##### Records for the exercise

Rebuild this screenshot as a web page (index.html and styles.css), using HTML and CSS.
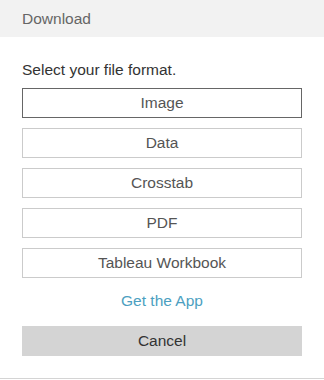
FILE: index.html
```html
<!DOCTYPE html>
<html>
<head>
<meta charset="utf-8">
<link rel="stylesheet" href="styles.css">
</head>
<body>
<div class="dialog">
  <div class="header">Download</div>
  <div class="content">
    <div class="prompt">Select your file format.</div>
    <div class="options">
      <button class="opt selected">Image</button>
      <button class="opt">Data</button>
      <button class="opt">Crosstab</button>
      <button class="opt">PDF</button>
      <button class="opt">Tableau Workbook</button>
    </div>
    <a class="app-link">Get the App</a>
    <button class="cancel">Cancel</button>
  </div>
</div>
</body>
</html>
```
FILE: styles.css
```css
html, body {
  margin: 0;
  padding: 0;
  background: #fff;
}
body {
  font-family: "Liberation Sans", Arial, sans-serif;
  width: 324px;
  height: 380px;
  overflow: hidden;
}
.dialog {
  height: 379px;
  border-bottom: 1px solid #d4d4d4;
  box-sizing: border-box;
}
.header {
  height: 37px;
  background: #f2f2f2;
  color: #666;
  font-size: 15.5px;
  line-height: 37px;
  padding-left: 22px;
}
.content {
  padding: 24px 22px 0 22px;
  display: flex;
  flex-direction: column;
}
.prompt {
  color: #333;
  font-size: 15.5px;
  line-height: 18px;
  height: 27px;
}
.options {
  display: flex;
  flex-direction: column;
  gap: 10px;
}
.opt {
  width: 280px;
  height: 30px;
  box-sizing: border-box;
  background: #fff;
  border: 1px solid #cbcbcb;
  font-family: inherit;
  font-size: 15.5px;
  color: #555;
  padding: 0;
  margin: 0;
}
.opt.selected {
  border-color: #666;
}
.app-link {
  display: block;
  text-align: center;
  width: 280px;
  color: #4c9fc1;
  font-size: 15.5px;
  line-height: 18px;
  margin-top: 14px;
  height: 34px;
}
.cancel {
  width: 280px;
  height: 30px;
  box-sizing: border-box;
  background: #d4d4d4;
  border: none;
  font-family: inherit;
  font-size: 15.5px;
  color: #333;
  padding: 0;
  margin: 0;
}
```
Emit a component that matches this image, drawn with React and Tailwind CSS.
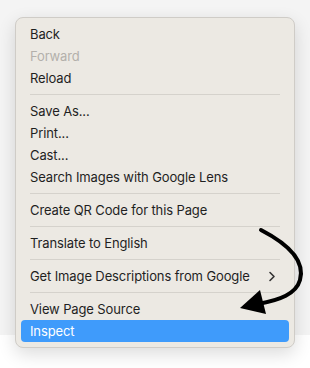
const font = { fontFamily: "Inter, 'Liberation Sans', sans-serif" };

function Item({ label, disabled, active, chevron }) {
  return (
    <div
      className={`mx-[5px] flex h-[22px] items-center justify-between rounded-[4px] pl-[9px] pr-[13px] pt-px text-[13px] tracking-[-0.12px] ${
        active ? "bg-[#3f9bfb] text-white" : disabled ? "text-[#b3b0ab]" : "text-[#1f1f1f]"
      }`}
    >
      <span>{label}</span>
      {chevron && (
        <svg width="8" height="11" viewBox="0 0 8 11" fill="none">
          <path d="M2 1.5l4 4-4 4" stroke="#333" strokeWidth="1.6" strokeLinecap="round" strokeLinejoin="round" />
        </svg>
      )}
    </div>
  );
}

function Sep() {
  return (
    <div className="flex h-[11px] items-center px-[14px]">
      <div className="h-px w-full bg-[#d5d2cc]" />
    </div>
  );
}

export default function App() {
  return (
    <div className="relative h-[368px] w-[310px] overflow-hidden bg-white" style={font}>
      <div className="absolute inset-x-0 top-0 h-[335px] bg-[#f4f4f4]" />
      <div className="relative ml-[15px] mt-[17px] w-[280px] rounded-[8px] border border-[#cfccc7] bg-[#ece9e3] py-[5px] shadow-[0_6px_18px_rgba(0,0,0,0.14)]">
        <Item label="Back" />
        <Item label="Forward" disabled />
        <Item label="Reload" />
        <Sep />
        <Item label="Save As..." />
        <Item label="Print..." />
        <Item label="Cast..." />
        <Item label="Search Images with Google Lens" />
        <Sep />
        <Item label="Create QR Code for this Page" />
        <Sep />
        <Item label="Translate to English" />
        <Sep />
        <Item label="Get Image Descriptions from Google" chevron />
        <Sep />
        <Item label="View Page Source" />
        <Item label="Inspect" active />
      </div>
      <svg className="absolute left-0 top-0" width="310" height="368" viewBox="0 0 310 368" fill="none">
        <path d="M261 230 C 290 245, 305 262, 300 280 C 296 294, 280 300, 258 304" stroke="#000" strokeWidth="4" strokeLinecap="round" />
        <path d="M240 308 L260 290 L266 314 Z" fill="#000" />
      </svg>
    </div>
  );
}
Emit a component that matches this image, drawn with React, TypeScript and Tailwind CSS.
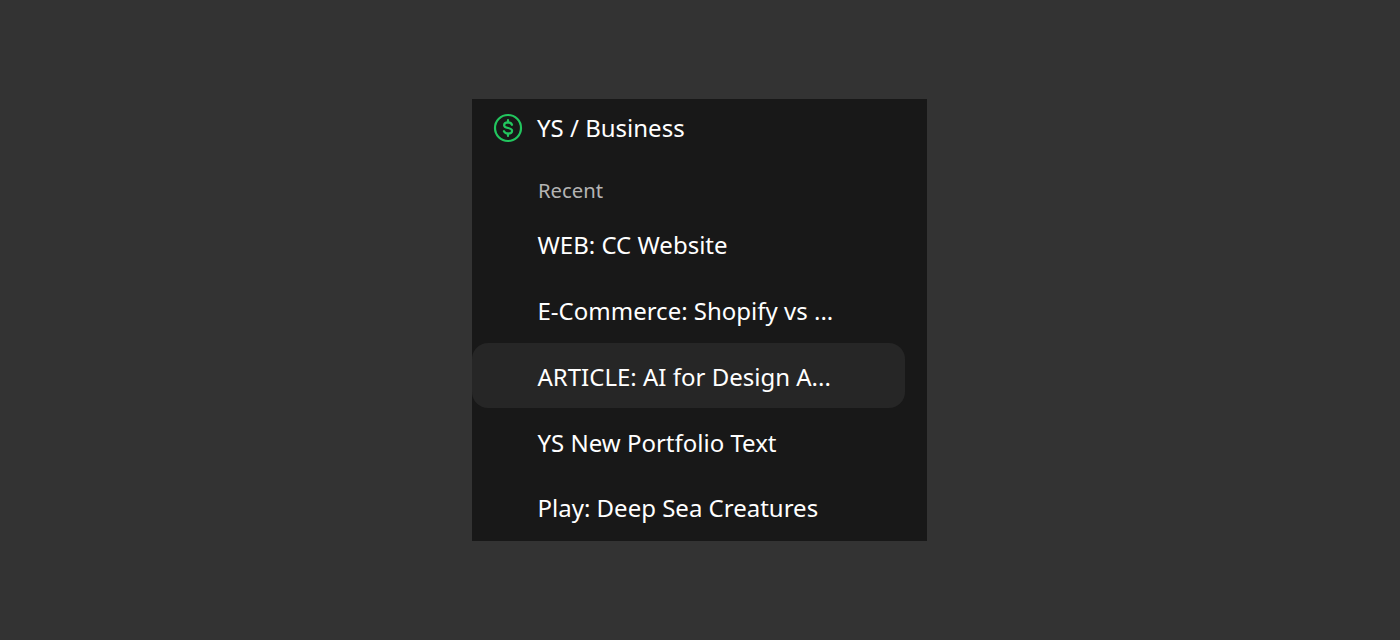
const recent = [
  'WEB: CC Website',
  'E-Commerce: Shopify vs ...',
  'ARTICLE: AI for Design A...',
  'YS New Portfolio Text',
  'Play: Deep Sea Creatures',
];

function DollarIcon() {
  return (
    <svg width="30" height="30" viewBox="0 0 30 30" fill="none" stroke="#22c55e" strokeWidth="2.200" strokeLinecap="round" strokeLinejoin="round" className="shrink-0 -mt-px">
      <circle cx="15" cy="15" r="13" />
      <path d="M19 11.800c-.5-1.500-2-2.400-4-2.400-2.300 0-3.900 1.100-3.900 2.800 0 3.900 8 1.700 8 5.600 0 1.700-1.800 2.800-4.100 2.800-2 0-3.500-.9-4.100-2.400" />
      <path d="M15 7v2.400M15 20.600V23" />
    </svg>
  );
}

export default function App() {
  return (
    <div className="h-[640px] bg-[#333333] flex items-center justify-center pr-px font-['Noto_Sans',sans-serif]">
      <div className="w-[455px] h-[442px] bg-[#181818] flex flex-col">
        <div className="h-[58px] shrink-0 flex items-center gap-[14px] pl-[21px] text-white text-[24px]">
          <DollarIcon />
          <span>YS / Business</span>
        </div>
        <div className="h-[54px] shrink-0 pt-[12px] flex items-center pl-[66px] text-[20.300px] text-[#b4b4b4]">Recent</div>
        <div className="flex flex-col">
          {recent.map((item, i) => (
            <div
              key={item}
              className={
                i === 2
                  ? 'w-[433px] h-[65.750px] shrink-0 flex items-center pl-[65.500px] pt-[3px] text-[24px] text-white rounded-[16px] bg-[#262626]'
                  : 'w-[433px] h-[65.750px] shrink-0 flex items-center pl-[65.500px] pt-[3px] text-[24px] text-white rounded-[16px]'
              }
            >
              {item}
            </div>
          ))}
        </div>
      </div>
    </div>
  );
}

##########

=== Exercise objective ===
Every entry must be transcribed exactly. Pictures do not belong in the copy.

=== Output of the exercise ===
Rebuild this screenshot as a web page (index.html and styles.css), using HTML and CSS.
FILE: index.html
```html
<!DOCTYPE html>
<html>
<head>
<meta charset="utf-8">
<link rel="stylesheet" href="styles.css">
</head>
<body>
<div class="dialog">
  <div class="header">Download</div>
  <div class="content">
    <div class="prompt">Select your file format.</div>
    <div class="options">
      <button class="opt selected">Image</button>
      <button class="opt">Data</button>
      <button class="opt">Crosstab</button>
      <button class="opt">PDF</button>
      <button class="opt">Tableau Workbook</button>
    </div>
    <a class="app-link">Get the App</a>
    <button class="cancel">Cancel</button>
  </div>
</div>
</body>
</html>
```
FILE: styles.css
```css
html, body {
  margin: 0;
  padding: 0;
  background: #fff;
}
body {
  font-family: "Liberation Sans", Arial, sans-serif;
  width: 324px;
  height: 380px;
  overflow: hidden;
}
.dialog {
  height: 379px;
  border-bottom: 1px solid #d4d4d4;
  box-sizing: border-box;
}
.header {
  height: 37px;
  background: #f2f2f2;
  color: #666;
  font-size: 15.5px;
  line-height: 37px;
  padding-left: 22px;
}
.content {
  padding: 24px 22px 0 22px;
  display: flex;
  flex-direction: column;
}
.prompt {
  color: #333;
  font-size: 15.5px;
  line-height: 18px;
  height: 27px;
}
.options {
  display: flex;
  flex-direction: column;
  gap: 10px;
}
.opt {
  width: 280px;
  height: 30px;
  box-sizing: border-box;
  background: #fff;
  border: 1px solid #cbcbcb;
  font-family: inherit;
  font-size: 15.5px;
  color: #555;
  padding: 0;
  margin: 0;
}
.opt.selected {
  border-color: #666;
}
.app-link {
  display: block;
  text-align: center;
  width: 280px;
  color: #4c9fc1;
  font-size: 15.5px;
  line-height: 18px;
  margin-top: 14px;
  height: 34px;
}
.cancel {
  width: 280px;
  height: 30px;
  box-sizing: border-box;
  background: #d4d4d4;
  border: none;
  font-family: inherit;
  font-size: 15.5px;
  color: #333;
  padding: 0;
  margin: 0;
}
```
Emit a component that matches this image, drawn with React and Tailwind CSS.
const font = { fontFamily: "Inter, 'Liberation Sans', sans-serif" };

function Item({ label, disabled, active, chevron }) {
  return (
    <div
      className={`mx-[5px] flex h-[22px] items-center justify-between rounded-[4px] pl-[9px] pr-[13px] pt-px text-[13px] tracking-[-0.12px] ${
        active ? "bg-[#3f9bfb] text-white" : disabled ? "text-[#b3b0ab]" : "text-[#1f1f1f]"
      }`}
    >
      <span>{label}</span>
      {chevron && (
        <svg width="8" height="11" viewBox="0 0 8 11" fill="none">
          <path d="M2 1.5l4 4-4 4" stroke="#333" strokeWidth="1.6" strokeLinecap="round" strokeLinejoin="round" />
        </svg>
      )}
    </div>
  );
}

function Sep() {
  return (
    <div className="flex h-[11px] items-center px-[14px]">
      <div className="h-px w-full bg-[#d5d2cc]" />
    </div>
  );
}

export default function App() {
  return (
    <div className="relative h-[368px] w-[310px] overflow-hidden bg-white" style={font}>
      <div className="absolute inset-x-0 top-0 h-[335px] bg-[#f4f4f4]" />
      <div className="relative ml-[15px] mt-[17px] w-[280px] rounded-[8px] border border-[#cfccc7] bg-[#ece9e3] py-[5px] shadow-[0_6px_18px_rgba(0,0,0,0.14)]">
        <Item label="Back" />
        <Item label="Forward" disabled />
        <Item label="Reload" />
        <Sep />
        <Item label="Save As..." />
        <Item label="Print..." />
        <Item label="Cast..." />
        <Item label="Search Images with Google Lens" />
        <Sep />
        <Item label="Create QR Code for this Page" />
        <Sep />
        <Item label="Translate to English" />
        <Sep />
        <Item label="Get Image Descriptions from Google" chevron />
        <Sep />
        <Item label="View Page Source" />
        <Item label="Inspect" active />
      </div>
      <svg className="absolute left-0 top-0" width="310" height="368" viewBox="0 0 310 368" fill="none">
        <path d="M261 230 C 290 245, 305 262, 300 280 C 296 294, 280 300, 258 304" stroke="#000" strokeWidth="4" strokeLinecap="round" />
        <path d="M240 308 L260 290 L266 314 Z" fill="#000" />
      </svg>
    </div>
  );
}
Emit a component that matches this image, drawn with React, TypeScript and Tailwind CSS.
const recent = [
  'WEB: CC Website',
  'E-Commerce: Shopify vs ...',
  'ARTICLE: AI for Design A...',
  'YS New Portfolio Text',
  'Play: Deep Sea Creatures',
];

function DollarIcon() {
  return (
    <svg width="30" height="30" viewBox="0 0 30 30" fill="none" stroke="#22c55e" strokeWidth="2.200" strokeLinecap="round" strokeLinejoin="round" className="shrink-0 -mt-px">
      <circle cx="15" cy="15" r="13" />
      <path d="M19 11.800c-.5-1.500-2-2.400-4-2.400-2.300 0-3.900 1.100-3.900 2.800 0 3.900 8 1.700 8 5.600 0 1.700-1.800 2.800-4.100 2.800-2 0-3.500-.9-4.100-2.400" />
      <path d="M15 7v2.400M15 20.600V23" />
    </svg>
  );
}

export default function App() {
  return (
    <div className="h-[640px] bg-[#333333] flex items-center justify-center pr-px font-['Noto_Sans',sans-serif]">
      <div className="w-[455px] h-[442px] bg-[#181818] flex flex-col">
        <div className="h-[58px] shrink-0 flex items-center gap-[14px] pl-[21px] text-white text-[24px]">
          <DollarIcon />
          <span>YS / Business</span>
        </div>
        <div className="h-[54px] shrink-0 pt-[12px] flex items-center pl-[66px] text-[20.300px] text-[#b4b4b4]">Recent</div>
        <div className="flex flex-col">
          {recent.map((item, i) => (
            <div
              key={item}
              className={
                i === 2
                  ? 'w-[433px] h-[65.750px] shrink-0 flex items-center pl-[65.500px] pt-[3px] text-[24px] text-white rounded-[16px] bg-[#262626]'
                  : 'w-[433px] h-[65.750px] shrink-0 flex items-center pl-[65.500px] pt-[3px] text-[24px] text-white rounded-[16px]'
              }
            >
              {item}
            </div>
          ))}
        </div>
      </div>
    </div>
  );
}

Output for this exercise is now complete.